Quelles sont les perspectives pour les entreprises ?

De nombreux fabricants, y compris les constructeurs automobiles, affirment que l'un des avantages de produire davantage sur les marchés locaux est une moindre sensibilité aux fluctuations monétaires. Même si la production sur certains marchés, comme la Chine, suscite des inquiétudes, il semble peu probable que la tendance à la délocalisation de la production s'inverse de manière significative dans un avenir proche.

Toyota Motor Corp a travaillé à réduire l'impact du yen sur ses bénéfices, a déclaré un porte-parole, sans donner de détails.
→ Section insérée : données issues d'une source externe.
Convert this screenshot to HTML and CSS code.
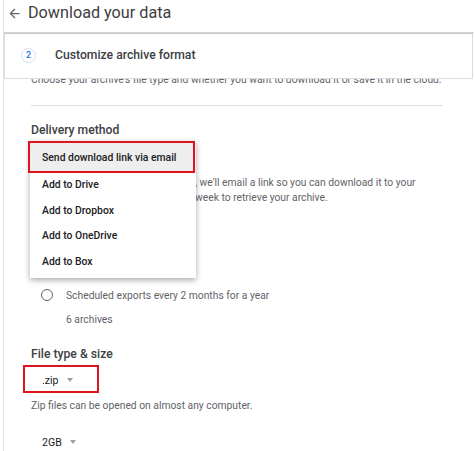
FILE: index.html
```html
<!DOCTYPE html>
<html lang="en">
<head>
    <meta charset="UTF-8">
    <meta name="viewport" content="width=device-width, initial-scale=1.0">
    <title>Download your data</title>
    <link rel="stylesheet" href="styles.css">
</head>
<body>
    <div class="page">
        <header class="top-bar">
            <svg class="back-arrow" width="14" height="14" viewBox="0 0 24 24">
                <path d="M20 11H7.83l5.59-5.59L12 4l-8 8 8 8 1.41-1.41L7.83 13H20v-2z" fill="#5f6368"/>
            </svg>
            <h1>Download your data</h1>
        </header>

        <div class="step-bar">
            <span class="step-num">2</span>
            <span class="step-title">Customize archive format</span>
        </div>

        <div class="content">
            <p class="intro">Choose your archive's file type and whether you want to download it or save it in the cloud.</p>
            <hr class="divider">

            <h2 class="label">Delivery method</h2>
            <div class="delivery">
                <div class="select-value">Send download link via email</div>
                <div class="hint-lines">
                    <div class="hint-line"><span class="hidden-part">When your files are ready</span><span>, we'll email a link so you can download it to your</span></div>
                    <div class="hint-line"><span class="hidden-part">computer. You'll have one </span><span>week to retrieve your archive.</span></div>
                </div>
                <div class="covered"></div>

                <!-- open dropdown menu -->
                <ul class="menu">
                    <li class="selected">Send download link via email</li>
                    <li>Add to Drive</li>
                    <li>Add to Dropbox</li>
                    <li>Add to OneDrive</li>
                    <li>Add to Box</li>
                </ul>
                <div class="mark mark-menu"></div>
            </div>

            <div class="radio-row">
                <span class="radio"></span>
                <div>
                    <div class="radio-text">Scheduled exports every 2 months for a year</div>
                    <div class="radio-sub">6 archives</div>
                </div>
            </div>

            <h2 class="label label-file">File type &amp; size</h2>
            <div class="zip-wrap">
                <div class="dropdown">.zip <span class="caret"></span></div>
                <div class="mark mark-zip"></div>
            </div>
            <p class="hint hint-zip">Zip files can be opened on almost any computer.</p>

            <div class="dropdown size">2GB <span class="caret"></span></div>
        </div>
    </div>
</body>
</html>
```

FILE: styles.css
```css
/* General styles */
body {
    font-family: Roboto, Arial, sans-serif;
    margin: 0;
    padding: 0;
    background: #fff;
    color: #3c4043;
    overflow: hidden;
}

.page {
    width: 470px;
    height: 451px;
    margin-left: 3px;
    border-left: 1px solid #e4e4e4;
    overflow: hidden;
}

/* Header */
.top-bar {
    display: flex;
    align-items: center;
    height: 32px;
    margin-left: -4px;
    padding-left: 7px;
    box-shadow: 0 1px 2px rgba(0, 0, 0, 0.25);
    position: relative;
    z-index: 2;
    background: #fff;
}

.back-arrow {
    width: 15px;
    height: 15px;
    margin-top: -6px;
}

.top-bar h1 {
    margin: 0 0 8px 6px;
    font-size: 16.2px;
    font-weight: 400;
    color: #3c4043;
}

/* Step bar */
.step-bar {
    display: flex;
    align-items: center;
    height: 44px;
    margin: 1px 1px 0 0;
    border: 1px solid #dadce0;
    background: #fff;
    position: relative;
    z-index: 1;
}

.step-num {
    width: 13px;
    height: 13px;
    margin: -2px 0 0 16px;
    border: 1px solid #d2e3fc;
    border-radius: 50%;
    color: #1a73e8;
    font-size: 9px;
    font-weight: 500;
    text-align: center;
    line-height: 13px;
}

.step-title {
    margin: -2px 0 0 19px;
    font-size: 12.2px;
    font-weight: 500;
    color: #3c4043;
}

/* Content */
.content {
    padding-left: 27px;
}

.intro {
    margin: -6px 0 0 0;
    font-size: 10.3px;
    color: #5f6368;
    white-space: nowrap;
}

.divider {
    width: 412px;
    margin: 19px 0 0 0;
    border: none;
    border-top: 1px solid #e0e0e0;
}

.label {
    margin: 17px 0 0 0;
    font-size: 12.2px;
    font-weight: 500;
    color: #3c4043;
}

.delivery {
    position: relative;
}

.select-value {
    margin: 14px 0 0 11px;
    font-size: 10.5px;
    height: 24px;
}

.hint {
    margin: 0;
    font-size: 10.3px;
    line-height: 15px;
    color: #5f6368;
}

.hint-lines {
    font-size: 10.3px;
    line-height: 15px;
    color: #5f6368;
}

.hint-line {
    display: flex;
    white-space: nowrap;
}

.hidden-part {
    width: 164px;
    overflow: hidden;
    text-align: right;
    flex-shrink: 0;
}

.covered {
    height: 84px;
}

.menu {
    position: absolute;
    top: -10px;
    left: -1px;
    width: 166px;
    margin: 0;
    padding: 2px 0 4px;
    list-style: none;
    background: #fff;
    box-shadow: 0 2px 6px rgba(0, 0, 0, 0.35);
}

.menu li {
    height: 25.5px;
    line-height: 25.5px;
    padding-left: 12px;
    font-size: 10.4px;
    font-weight: 500;
    color: #202124;
}

.menu li.selected {
    background: #eeeeee;
    height: 29px;
    line-height: 29px;
}

.mark {
    position: absolute;
    border: 2px solid #e0141e;
}

.mark-menu {
    top: -10px;
    left: -3px;
    width: 163px;
    height: 28px;
}

/* Radio */
.radio-row {
    display: flex;
    margin: 0 0 0 10px;
}

.radio {
    width: 10px;
    height: 10px;
    border: 1.5px solid #5f6368;
    border-radius: 50%;
    flex-shrink: 0;
}

.radio-text {
    margin-left: 13px;
    font-size: 10.3px;
    color: #5f6368;
    line-height: 14px;
}

.radio-sub {
    margin: 10px 0 0 13px;
    font-size: 10.3px;
    color: #5f6368;
    line-height: 14px;
}

.label-file {
    margin-top: 20px;
}

/* Dropdowns */
.zip-wrap {
    position: relative;
    margin-top: 5px;
}

.dropdown {
    display: flex;
    align-items: center;
    gap: 8px;
    height: 28px;
    padding-left: 11px;
    font-size: 10.6px;
    color: #202124;
}

.caret {
    width: 0;
    height: 0;
    border-left: 3.5px solid transparent;
    border-right: 3.5px solid transparent;
    border-top: 4px solid #9aa0a6;
}

.mark-zip {
    top: -1px;
    left: -8px;
    width: 72px;
    height: 24px;
}

.hint-zip {
    margin-top: 4px;
}

.size {
    margin-top: 15px;
}
```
Au sein de l'entreprise, la faiblesse du yen n'est pas nécessairement considérée comme un avantage, a déclaré le porte-parole, ajoutant que le coût plus élevé des matières premières était un inconvénient.
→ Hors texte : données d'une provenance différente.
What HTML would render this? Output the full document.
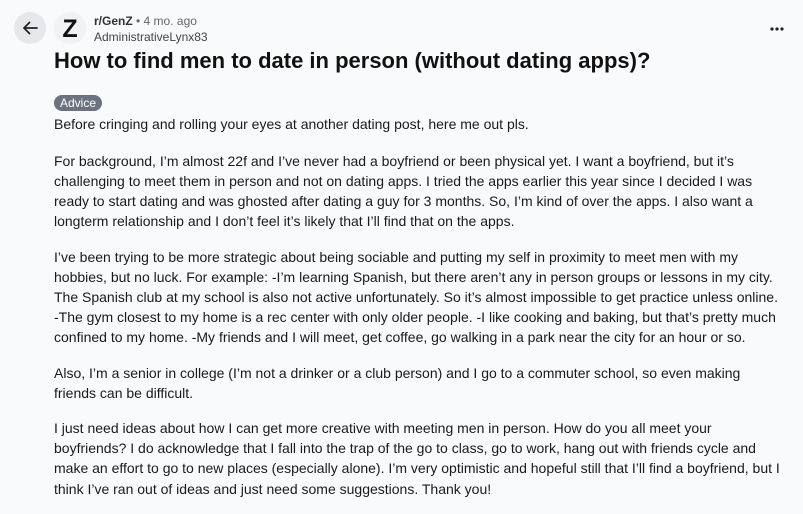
<!DOCTYPE html>
<html><head><style>
body{margin:0;background:#f9fafb;font-family:"Liberation Sans",sans-serif;color:#1c1c1c;width:803px;height:512px;overflow:hidden;position:relative}
.back{position:absolute;left:14px;top:12px;width:32px;height:32px;border-radius:50%;background:#e5e7eb}
.av{position:absolute;left:54px;top:12px;width:32px;height:32px;border-radius:50%;background:#f1f2f4;font-weight:bold;font-size:25px;text-align:center;line-height:34px;color:#111}
.sub{position:absolute;left:94px;top:13px;font-size:12px;color:#444;line-height:16px}
.sub b{color:#333}
h1{position:absolute;left:54px;top:47px;margin:0;font-size:22px;line-height:28px;font-weight:bold;color:#111;white-space:nowrap}
.tag{position:absolute;left:54px;top:95px;background:#6b7280;color:#fff;font-size:12px;border-radius:8px;padding:0 6px;line-height:16px}
.body{position:absolute;left:54px;top:114px;font-size:14px;line-height:20.2px;white-space:nowrap;color:#1a1a1b}
.body p{margin:0 0 15px}
.body p:first-child{margin-bottom:16.5px}
.dots{position:absolute;left:769px;top:26px}
</style></head><body>
<div class="back"><svg width="32" height="32" viewBox="0 0 32 32"><path d="M23 16H10M15.5 10.5L10 16l5.5 5.5" stroke="#222" stroke-width="1.8" fill="none" stroke-linecap="round" stroke-linejoin="round"/></svg></div>
<div class="av">Z</div>
<div class="sub"><b>r/GenZ</b> <span style="color:#666">• 4 mo. ago</span><br>AdministrativeLynx83</div>
<svg class="dots" width="16" height="6" viewBox="0 0 16 6"><circle cx="3" cy="3" r="1.6" fill="#222"/><circle cx="8" cy="3" r="1.6" fill="#222"/><circle cx="13" cy="3" r="1.6" fill="#222"/></svg>
<h1>How to find men to date in person (without dating apps)?</h1>
<div class="tag">Advice</div>
<div class="body">
<p>Before cringing and rolling your eyes at another dating post, here me out pls.</p>
<p>For background, I’m almost 22f and I’ve never had a boyfriend or been physical yet. I want a boyfriend, but it’s<br>challenging to meet them in person and not on dating apps. I tried the apps earlier this year since I decided I was<br>ready to start dating and was ghosted after dating a guy for 3 months. So, I’m kind of over the apps. I also want a<br>longterm relationship and I don’t feel it’s likely that I’ll find that on the apps.</p>
<p>I’ve been trying to be more strategic about being sociable and putting my self in proximity to meet men with my<br>hobbies, but no luck. For example: -I’m learning Spanish, but there aren’t any in person groups or lessons in my city.<br>The Spanish club at my school is also not active unfortunately. So it’s almost impossible to get practice unless online.<br>-The gym closest to my home is a rec center with only older people. -I like cooking and baking, but that’s pretty much<br>confined to my home. -My friends and I will meet, get coffee, go walking in a park near the city for an hour or so.</p>
<p>Also, I’m a senior in college (I’m not a drinker or a club person) and I go to a commuter school, so even making<br>friends can be difficult.</p>
<p>I just need ideas about how I can get more creative with meeting men in person. How do you all meet your<br>boyfriends? I do acknowledge that I fall into the trap of the go to class, go to work, hang out with friends cycle and<br>make an effort to go to new places (especially alone). I’m very optimistic and hopeful still that I’ll find a boyfriend, but I<br>think I’ve ran out of ideas and just need some suggestions. Thank you!</p>
</div>
</body></html>
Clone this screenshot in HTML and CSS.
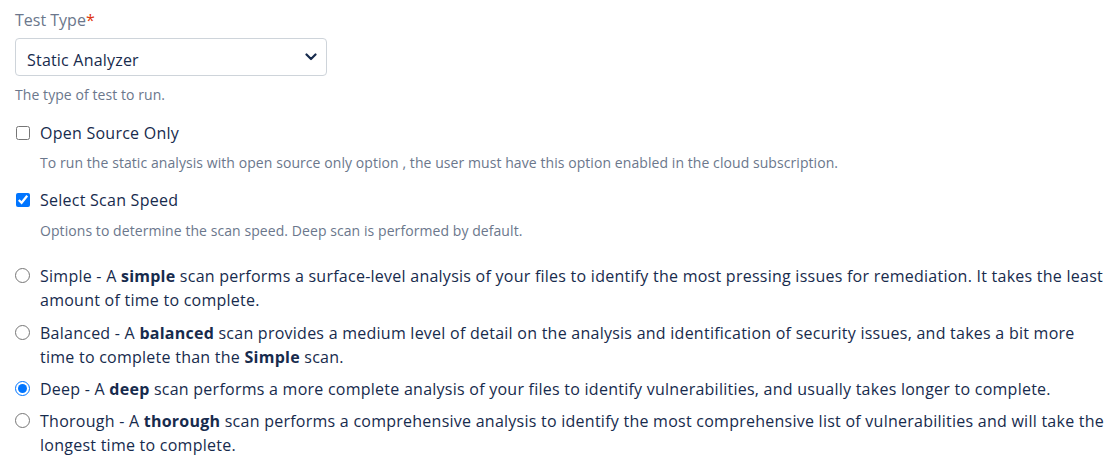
FILE: index.html
```html
<!DOCTYPE html>
<html lang="en">
<head>
<meta charset="utf-8">
<title>Test Type</title>
<link rel="stylesheet" href="styles.css">
</head>
<body>
<form class="form">
  <div class="field">
    <label class="field-label" for="testType">Test Type<span class="req">*</span></label>
    <div class="select">
      <span class="select-value">Static Analyzer</span>
      <svg class="chevron" width="12" height="8" viewBox="0 0 12 8" aria-hidden="true"><path d="M1.5 1.5 L6 6 L10.5 1.5" fill="none" stroke="#172b4d" stroke-width="2.2" stroke-linecap="round" stroke-linejoin="round"/></svg>
    </div>
    <div class="help">The type of test to run.</div>
  </div>

  <div class="check-group first">
    <label class="check"><input type="checkbox"><span>Open Source Only</span></label>
    <div class="help indent">To run the static analysis with open source only option , the user must have this option enabled in the cloud subscription.</div>
  </div>

  <div class="check-group second">
    <label class="check"><input type="checkbox" checked><span>Select Scan Speed</span></label>
    <div class="help indent">Options to determine the scan speed. Deep scan is performed by default.</div>
  </div>

  <div class="radios">
    <label class="radio"><input type="radio" name="speed"><span>Simple - A <b>simple</b> scan performs a surface-level analysis of your files to identify the most pressing issues for remediation. It takes the least amount of time to complete.</span></label>
    <label class="radio"><input type="radio" name="speed"><span>Balanced - A <b>balanced</b> scan provides a medium level of detail on the analysis and identification of security issues, and takes a bit more time to complete than the <b>Simple</b> scan.</span></label>
    <label class="radio"><input type="radio" name="speed" checked><span>Deep - A <b>deep</b> scan performs a more complete analysis of your files to identify vulnerabilities, and usually takes longer to complete.</span></label>
    <label class="radio"><input type="radio" name="speed"><span>Thorough - A <b>thorough</b> scan performs a comprehensive analysis to identify the most comprehensive list of vulnerabilities and will take the longest time to complete.</span></label>
  </div>
</form>
</body>
</html>
```

FILE: styles.css
```css
html, body {
  margin: 0;
  padding: 0;
  background: #ffffff;
}

body {
  font-family: "Open Sans", "Noto Sans", sans-serif;
  font-size: 16px;
  letter-spacing: 0.25px;
  line-height: 24px;
  color: #172b4d;
}

.form {
  padding: 8px 0 0 15px;
}

.field-label {
  display: block;
  color: #6b778c;
  letter-spacing: 0;
}

.req {
  color: #de350b;
}

.select {
  box-sizing: border-box;
  margin-top: 6px;
  width: 312px;
  height: 38px;
  border: 1px solid #ced4da;
  border-radius: 4px;
  display: flex;
  align-items: center;
  justify-content: space-between;
  padding: 5px 9px 0 11px;
}

.select-value {
  letter-spacing: 0.2px;
}

.chevron {
  display: block;
  margin-top: -5px;
}

.help {
  font-size: 14px;
  letter-spacing: 0.07px;
  line-height: 21px;
  color: #6b778c;
  margin-top: 8px;
}

.help.indent {
  margin-left: 25px;
  margin-top: 7px;
}

.check-group.first {
  margin-top: 16px;
}

.check-group.second {
  margin-top: 15px;
}

.check-group.second .help.indent {
  margin-top: 8px;
}

.check,
.radio {
  display: flex;
  align-items: flex-start;
}

.check input {
  flex: none;
  margin: 5px 10px 0 1px;
  width: 14px;
  height: 14px;
}

.radio input {
  flex: none;
  margin: 4px 10px 0 0;
  width: 15px;
  height: 15px;
}

.radios {
  margin-top: 23px;
  display: flex;
  flex-direction: column;
  gap: 8px;
}

.radio:nth-child(2) {
  margin-top: 1px;
}

.radio b {
  font-weight: 700;
}
```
Pour les détaillants, la faiblesse du yen a été douloureuse, car elle fait augmenter les coûts, notamment ceux de l'énergie et de l'alimentation. Le détaillant de vêtements bon marché Shimamura a récemment déclaré qu'il devrait augmenter le prix de certains de ses articles dans une proportion sans précédent de 3 à 4 %.
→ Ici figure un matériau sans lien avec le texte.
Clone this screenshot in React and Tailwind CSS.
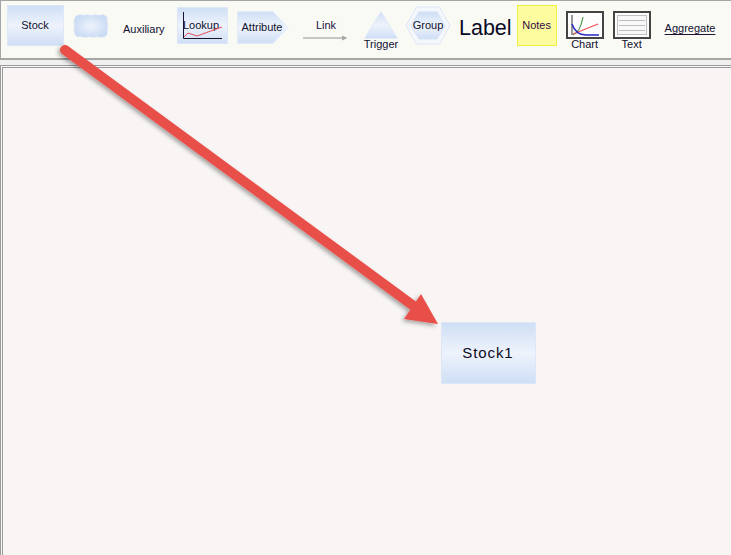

Que disent les responsables politiques ?

Le gouverneur de la Banque du Japon, Haruhiko Kuroda, a déclaré à plusieurs reprises que si la faiblesse de la monnaie peut mettre à mal les ménages et les détaillants, les avantages pour l'économie l'emportent sur les inconvénients. Mais il semble de plus en plus seul à mettre l'accent sur les aspects positifs, car les responsables gouvernementaux ont multiplié les mises en garde contre une baisse excessive du yen. Certains des anciens collègues de M. Kuroda au ministère des finances considèrent désormais la faiblesse du yen comme un signe de l'affaiblissement de la puissance économique du Japon.

Au début du mois, il a déclaré que les récents mouvements du yen étaient "quelque peu rapides", sa mise en garde la plus forte à ce jour sur l'évolution de la monnaie, bien qu'il ait ensuite souligné les avantages d'un yen plus faible.

Jusqu'où le yen peut-il descendre ? 

C'est à voir. La baisse rapide du yen - le mois dernier, il a chuté de plus de 5 % par rapport au dollar, sa plus forte baisse mensuelle depuis novembre 2016 - a pris certains sur les marchés par surprise.

L'ancien haut diplomate japonais chargé des devises, Eisuke Sakakibara, a déclaré à Reuters le mois dernier que le gouvernement devrait intervenir sur la monnaie ou augmenter les taux d'intérêt pour la défendre si elle s'affaiblit au-delà de 130 pour un dollar. Un affaiblissement au-delà de 130 "pourrait causer des problèmes", a déclaré Sakakibara, connu sous le nom de "M. Yen" pour avoir dirigé plusieurs interventions monétaires visant à assouplir le yen dans les années 1990.